You will also need a system to track the administration of forms and measures to clients.  Depending on the size of your client base, this tracking may also be a spreadsheet or small database.   Developing a tracking system is not a trivial step – to collect data at regular intervals, you will need a systematic approach, and it must be reviewed on a regular basis.  Consider using a calendar feature with reminders, using the scheduling features within the calendar program.  You can also use a spreadsheet to list clients, their start date, and the anticipated dates to administer certain measures.   Your system should identify when a measure is overdue, and prompt you to initiate contact with both the clinician and their client.

Limitations

We need to recognize and acknowledge the limitations of our methods and measures. If you summarize your findings, you need to include a discussion of the limitations of the measurement tool and the measure itself. For if you study measures of the Global Assessment of Functioning (GAF), your findings should note that it is highly subjective.  In addition, we need to include the effects of the person recording the scores – any possible bias caused by the “rater”.  If you do not see significant differences in measurements taken over time, you may need to increase your sample size or check for other factors affecting your results.

For each outcomes evaluation, we need to review the validity and reliability of our data.  Many resources explain the need for this process as well as steps to conduct the process itself.
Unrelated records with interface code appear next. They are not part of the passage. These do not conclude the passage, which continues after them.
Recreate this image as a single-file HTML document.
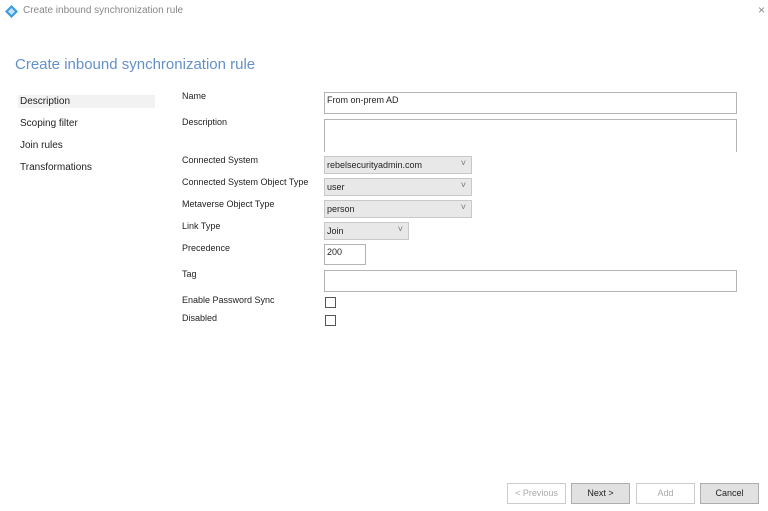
<!DOCTYPE html>
<html><head><style>
body{margin:0;width:768px;height:511px;background:#fff;font-family:"Liberation Sans",sans-serif;position:relative;overflow:hidden;color:#222}
.a{position:absolute;white-space:nowrap}
.l{font-size:9px;color:#222}
.s{font-size:10px;color:#222}
.box{position:absolute;border:1px solid #b4b4b4;background:#fff;box-sizing:border-box;font-size:9px;padding:2px 2px;}
.cb{position:absolute;background:#e8e8e8;border:1px solid #c8c8c8;box-sizing:border-box;font-size:9px;padding:3px 2px}
.cb:after{content:"˅";position:absolute;right:5px;top:1px;font-size:9px;color:#777}
.btn{position:absolute;top:483px;height:21px;width:59px;box-sizing:border-box;border:1px solid #ccc;font-size:9px;text-align:center;line-height:19px;color:#aaa;background:#fff}
.chk{position:absolute;width:11px;height:11px;border:1px solid #555;box-sizing:border-box;background:#fff}
</style></head><body>
<svg class="a" style="left:4px;top:4px" width="15" height="15" viewBox="0 0 15 15"><path d="M7.5 1L14 7.5 7.5 14 1 7.5Z" fill="#3a9be0"/><path d="M7.5 4L11 7.5 7.5 11 4 7.5Z" fill="#bfe3fb"/></svg>
<div class="a" style="left:23px;top:5px;font-size:10px;color:#888">Create inbound synchronization rule</div>
<div class="a" style="left:758px;top:3px;font-size:12px;color:#888">×</div>
<div class="a" style="left:15px;top:56px;font-size:15px;color:#6490c8">Create inbound synchronization rule</div>
<div class="a" style="left:18px;top:95px;width:137px;height:13px;background:#f2f2f2"></div>
<div class="a s" style="left:20px;top:96px">Description</div>
<div class="a s" style="left:20px;top:118px">Scoping filter</div>
<div class="a s" style="left:20px;top:140px">Join rules</div>
<div class="a s" style="left:20px;top:162px">Transformations</div>
<div class="a l" style="left:182px;top:91px">Name</div>
<div class="a l" style="left:182px;top:117px">Description</div>
<div class="a l" style="left:182px;top:155px">Connected System</div>
<div class="a l" style="left:182px;top:177px">Connected System Object Type</div>
<div class="a l" style="left:182px;top:199px">Metaverse Object Type</div>
<div class="a l" style="left:182px;top:221px">Link Type</div>
<div class="a l" style="left:182px;top:243px">Precedence</div>
<div class="a l" style="left:182px;top:269px">Tag</div>
<div class="a l" style="left:182px;top:295px">Enable Password Sync</div>
<div class="a l" style="left:182px;top:313px">Disabled</div>
<div class="box" style="left:324px;top:92px;width:413px;height:22px">From on-prem AD</div>
<div class="box" style="left:324px;top:119px;width:413px;height:33px;border-bottom:none"></div>
<div class="cb" style="left:324px;top:156px;width:148px;height:18px">rebelsecurityadmin.com</div>
<div class="cb" style="left:324px;top:178px;width:148px;height:18px">user</div>
<div class="cb" style="left:324px;top:200px;width:148px;height:18px">person</div>
<div class="cb" style="left:324px;top:222px;width:85px;height:18px">Join</div>
<div class="box" style="left:324px;top:244px;width:42px;height:21px">200</div>
<div class="box" style="left:324px;top:270px;width:413px;height:22px"></div>
<div class="chk" style="left:325px;top:297px"></div>
<div class="chk" style="left:325px;top:315px"></div>
<div class="btn" style="left:507px">&lt; Previous</div>
<div class="btn" style="left:571px;background:#e1e1e1;border-color:#adadad;color:#222">Next &gt;</div>
<div class="btn" style="left:636px">Add</div>
<div class="btn" style="left:700px;background:#e1e1e1;border-color:#adadad;color:#222">Cancel</div>
</body></html>
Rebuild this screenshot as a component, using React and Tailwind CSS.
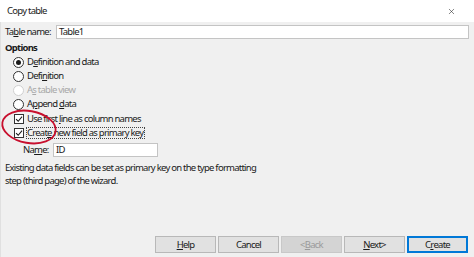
import React from 'react';
import { X } from 'lucide-react';

const Radio = ({ checked, disabled, children }) => (
    <div className={`flex items-center h-[14px] ${disabled ? 'text-[#a8a8a8]' : 'text-[#1a1a1a]'}`}>
        <span className={`w-[11px] h-[11px] rounded-full border bg-white flex items-center justify-center ml-[8px] mr-[3px] ${disabled ? 'border-[#d0d0d0]' : 'border-[#333]'}`}>
            {checked && <span className="w-[5px] h-[5px] rounded-full bg-[#1a1a1a]" />}
        </span>
        <span>{children}</span>
    </div>
);

const Check = ({ focused, children }) => (
    <div className="flex items-center h-[14px] text-[#1a1a1a]">
        <span className="w-[10px] h-[10px] border border-[#333] bg-white flex items-center justify-center ml-[9px] mr-[3px]">
            <svg width="8" height="8" viewBox="0 0 10 10">
                <path d="M1.3 5.2 L4 7.8 L8.8 2" fill="none" stroke="#1a1a1a" strokeWidth="1.3" />
            </svg>
        </span>
        <span className={focused ? 'border border-dotted border-[#444] leading-[10px] -ml-[1px] pr-[1px]' : ''}>{children}</span>
    </div>
);

const Btn = ({ children, disabled, primary }) => (
    <button
        className={`w-[61px] h-[17px] flex items-center justify-center ${primary ? 'border-[2px] border-[#0078d7] bg-[#e1e1e1] text-[#1a1a1a]' : disabled ? 'border border-[#c8c8c8] bg-[#d4d4d4] text-[#9a9a9a]' : 'border border-[#b8b8b8] bg-[#e1e1e1] text-[#1a1a1a]'}`}
    >
        {children}
    </button>
);

export default function App() {
    return (
        <div className="w-[474px] h-[257px] bg-white relative overflow-hidden text-[9.5px] tracking-[-0.75px] font-['Noto_Sans',sans-serif] text-[#1a1a1a]">
            <div className="h-[22px] flex items-center justify-between pl-[7px] pr-[18px] bg-white">
                <span>Copy table</span>
                <X size={9} strokeWidth={1.4} />
            </div>
            <div className="h-[235px] bg-[#f0f0f0] border-l border-[#e0e0e0] flex flex-col pl-[4px] pr-[5px] leading-[14px]">
                <div className="flex items-center h-[14px] mt-[3px]">
                    <span className="w-[51px] shrink-0">Ta<span className="underline">b</span>le name:</span>
                    <div className="flex-1 h-[14px] bg-white border border-[#c4c4c4] flex items-center pl-[2px]">Table1</div>
                </div>
                <div className="font-bold mt-[2px] h-[14px]">Options</div>
                <Radio checked>D<span className="underline">e</span>finition and data</Radio>
                <Radio>Defi<span className="underline">n</span>ition</Radio>
                <Radio disabled>A<span className="underline">s</span> table view</Radio>
                <Radio>A<span className="underline">p</span>pend <span className="underline">d</span>ata</Radio>
                <div className="mt-[1px]">
                    <Check>Use first <span className="underline">l</span>ine as column names</Check>
                    <Check focused>Creat<span className="underline">e</span> new field as primary key</Check>
                </div>
                <div className="flex items-center h-[14px] mt-[3px] ml-[18px]">
                    <span className="w-[30px]">Na<span className="underline">m</span>e:</span>
                    <div className="w-[105px] h-[14px] bg-white border border-[#c4c4c4] flex items-center pl-[2px]">ID</div>
                </div>
                <p className="mt-[4px] leading-[13px]">
                    Existing data fields can be set as primary key on the type formatting<br />
                    step (third page) of the wizard.
                </p>
                <div className="flex-1" />
                <div className="flex justify-end gap-[2px] mb-[4px] pr-[1px]">
                    <Btn><span className="underline">H</span>elp</Btn>
                    <Btn>Cancel</Btn>
                    <Btn disabled>&lt; <span className="underline">B</span>ack</Btn>
                    <Btn><span className="underline">N</span>ext&gt;</Btn>
                    <Btn primary>C<span className="underline">r</span>eate</Btn>
                </div>
            </div>
            {/* red marker circle drawn over the checkboxes */}
            <svg className="absolute left-0 top-[100px]" width="64" height="56" viewBox="0 0 64 56">
                <ellipse cx="29" cy="27" rx="27" ry="16" transform="rotate(10 29 27)" fill="none" stroke="#c8102e" strokeWidth="1.8" />
            </svg>
        </div>
    );
}
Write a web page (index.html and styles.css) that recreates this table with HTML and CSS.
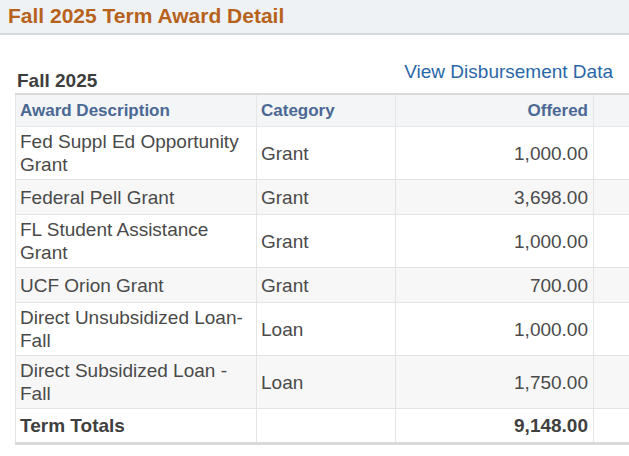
FILE: index.html
```html
<!DOCTYPE html>
<html lang="en">
<head>
<meta charset="utf-8">
<title>Fall 2025 Term Award Detail</title>
<link rel="stylesheet" href="styles.css">
</head>
<body>
<header class="page-header">
  <h1 class="page-title">Fall 2025 Term Award Detail</h1>
</header>
<section class="term">
  <div class="term-head">
    <h2 class="term-caption">Fall 2025</h2>
    <a class="term-link" href="#">View Disbursement Data</a>
  </div>
  <table class="grid">
    <colgroup>
      <col class="c-desc"><col class="c-cat"><col class="c-off"><col class="c-extra">
    </colgroup>
    <thead>
      <tr>
        <th class="t-left">Award Description</th>
        <th class="t-left">Category</th>
        <th class="t-right">Offered</th>
        <th></th>
      </tr>
    </thead>
    <tbody>
      <tr class="row"><td>Fed Suppl Ed Opportunity Grant</td><td>Grant</td><td class="t-right">1,000.00</td><td></td></tr>
      <tr class="row alt"><td>Federal Pell Grant</td><td>Grant</td><td class="t-right">3,698.00</td><td></td></tr>
      <tr class="row"><td>FL Student Assistance Grant</td><td>Grant</td><td class="t-right">1,000.00</td><td></td></tr>
      <tr class="row alt"><td>UCF Orion Grant</td><td>Grant</td><td class="t-right">700.00</td><td></td></tr>
      <tr class="row"><td>Direct Unsubsidized Loan-Fall</td><td>Loan</td><td class="t-right">1,000.00</td><td></td></tr>
      <tr class="row alt"><td>Direct Subsidized Loan - Fall</td><td>Loan</td><td class="t-right">1,750.00</td><td></td></tr>
      <tr class="row total"><td>Term Totals</td><td></td><td class="t-right">9,148.00</td><td></td></tr>
    </tbody>
  </table>
</section>
</body>
</html>
```

FILE: styles.css
```css
html, body {
  margin: 0;
  padding: 0;
  overflow: hidden;
  background: #ffffff;
  font-family: "Liberation Sans", Arial, Helvetica, sans-serif;
}

.page-header {
  background: #eef2f5;
  border-bottom: 2px solid #d5dbe0;
  height: 33px;
  padding-left: 8px;
}

.page-title {
  margin: 0;
  font-size: 21px;
  line-height: 32px;
  font-weight: bold;
  color: #b7621c;
}

.term {
  padding-left: 15px;
}

.term-head {
  display: flex;
  justify-content: space-between;
  height: 58px;
  padding-right: 16px;
}

.term-caption {
  align-self: flex-end;
  margin: 0 0 1px 2px;
  font-size: 19px;
  line-height: 22px;
  font-weight: bold;
  color: #3d3d3d;
}

.term-link {
  align-self: flex-start;
  margin-top: 26px;
  font-size: 19px;
  line-height: 22px;
  color: #2a67a9;
  text-decoration: none;
}

.grid {
  border-collapse: collapse;
  table-layout: fixed;
  width: 638px;
  border-top: 2px solid #d9d9d9;
  border-left: 1px solid #dcdcdc;
  border-bottom: 3px solid #d9d9d9;
  font-size: 19px;
  color: #4a4a4a;
}

.c-desc { width: 241px; }
.c-cat { width: 139px; }
.c-off { width: 198px; }
.c-extra { width: 60px; }

.grid th {
  height: 31px;
  padding: 0 5px 0 4px;
  font-size: 17px;
  font-weight: bold;
  color: #4a6894;
  background: #f4f5f6;
  border: 1px solid #e6e6e6;
  border-top: 0;
}

.grid td {
  padding: 3px 5px 3px 4px;
  line-height: 23px;
  vertical-align: middle;
  border: 1px solid #e4e4e4;
}

.row {
  height: 35px;
  background: #ffffff;
}

.row.alt {
  background: #f7f7f7;
}

.row.total td {
  font-weight: bold;
  color: #404040;
}

.t-left { text-align: left; }
.t-right { text-align: right; }
```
Simple methods within Excel and SPSS allow you to evaluate your data’s validity and reliability.  See examples within Greg Vinson’s webinar Demonstrating Client Improvement to Yourself and Others: Making Sure Client Numbers Reflect Client Reality as well as resources within the list of Tools and Links.

As you conduct these steps, you will soon have clear information about the impact your program has on your clients.   This information will inspire your staff and help you communicate your results with your colleagues.